Spurgeon from his sermon, “Sad Fasts Changed to Glad Feasts,” on the significance of celebrating Good Friday.
The Lord of life and glory was nailed to the accursed tree. He died by the act of guilty men. We, by our sins, crucified the Son of God.
We might have expected that, in remembrance of his death, we should have been called to a long, sad, rigorous fast. Do not many men think so even today? See how they observe Good Friday, a sad, sad day to many; yet our Lord has never enjoined our keeping such a day, or bidden us to look back upon his death under such a melancholy aspect.
Instead of that, having passed out from under the old covenant into the new, and resting in our risen Lord, who once was slain, we commemorate his death by a festival most joyous. It came over the Passover, which was a feast of the Jews; but unlike that feast, which was kept by unleavened bread, this feast is brimful of joy and gladness. It is composed of bread and of wine, without a trace of bitter herbs, or anything that suggests sorrow and grief. …
The memorial of Christ’s death is a festival, not a funeral; and we are to come to the table with gladsome hearts and go away from it with praises, for “after supper they sang a hymn” [Matt 26:30, Mark 14:26].
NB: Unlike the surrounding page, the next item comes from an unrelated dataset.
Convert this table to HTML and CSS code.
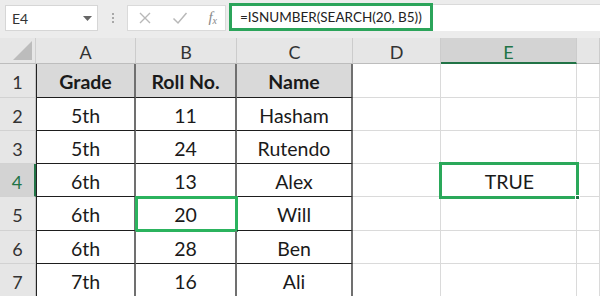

Then Jesus, calling out with a loud voice, said, “Father, into your hands I commit my spirit!” And having said this he breathed his last. (Luke 23:46)
Pastor James Montgomery Boice pointed out in Jesus, Keep Me Near the Cross: Experiencing the Passion and Power of Easter, (pp. 99-100):
From very early in the history of the church, preachers have noted that Jesus’ last words show that he was in total control of the situation, as he had been in every moment of his life. For these are not the words of an exhausted man, as if Jesus merely died from dehydration, loss of blood, shock, extreme fatigue, or suffocation. Not at all. They record a deliberate act of dismissing his spirit…
This shows what Jesus was doing on the cross, particularly in these last moments. He was reflecting on Scripture… Four of the seven last words were from the Old Testament. Only Jesus’ direct addresses to God on behalf of the soldiers, to the dying thief, and to his mother and the beloved disciple were not. This means that Jesus was filling his mind and strengthening his spirit not by trying to keep a stiff upper lip or look for a silver lining, as we might say, but by an act of deliberately remembering and consciously clinging to the great prophecies and promises of God. If Jesus did that, don’t you think you should do it too? And not only when you come to die.
You need to fill your head with Scripture and think of your life in terms of the promises of Scripture now. If you do not do it now, how will you ever find strength to do it when you come to die? You must live by Scripture, committing your spirit into the hands of God day by day if you are to yield your spirit into God’s loving hands trustingly at the last.